Student Regent Devon Graves said “there is enough support for the UC for the coming year” by the state government, which is why the in-state tuition was able to stay consistent. It is the seventh time in eight years that in-state tuition has stayed flat. Despite the flat tuition, Sarah Abdeshahian — the campus organizing director of the ASUC Office of the External Affairs Vice President, or EAVP — said in an email that tuition is still “unacceptable” for a public institution that says it is “accessible and affordable.”
The announcement has also sparked discussion because so far, only in-state tuition has been decided upon. The UC regents will meet March 12-14 at UCLA to discuss proposed changes, which could include a 2.6 percent tuition increase for nonresidents for the 2019-20 academic year. The increase will provide campuses with an estimated $28.9 million in revenue, according to the UC regents meeting agenda.
“The UC needs to be kept accessible for out of state, international and undocumented students,” said EAVP Nuha Khalfay in an email. “We need to remember the value they bring to the institution as people rather than (just the) revenue.”
Both Graves and Khalfay mentioned that the UC Student Association — a systemwide body that represents all UC students — has already started to push back and organize against the proposed changes, “doing everything in (its) power to prevent the tuition hike,” Khalfay said in an email.
According to Graves, the question of nonresident tuition is political in nature because these students’ interests are not traditionally represented in Sacramento. Graves added that there is no concrete budget plan in place if the tuition raise does not pass.

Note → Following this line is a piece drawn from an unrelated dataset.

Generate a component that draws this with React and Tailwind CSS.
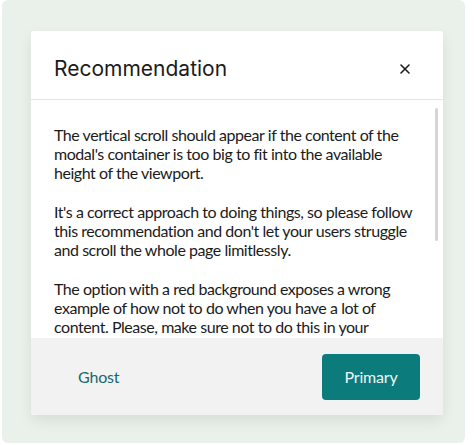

Aidan Arasasingham, the legislative director for the UCLA Undergraduate Student Association Council, said there are current efforts to mobilize students in opposition to the potential increase of nonresident tuition.
“You keep security for in-state students, but you pay it off the backs of nonresident students,” Arasasingham said. “What we want to show the regents and the UC and the state legislature is that any tuition increase we will treat as if it is an increase on the whole student body.”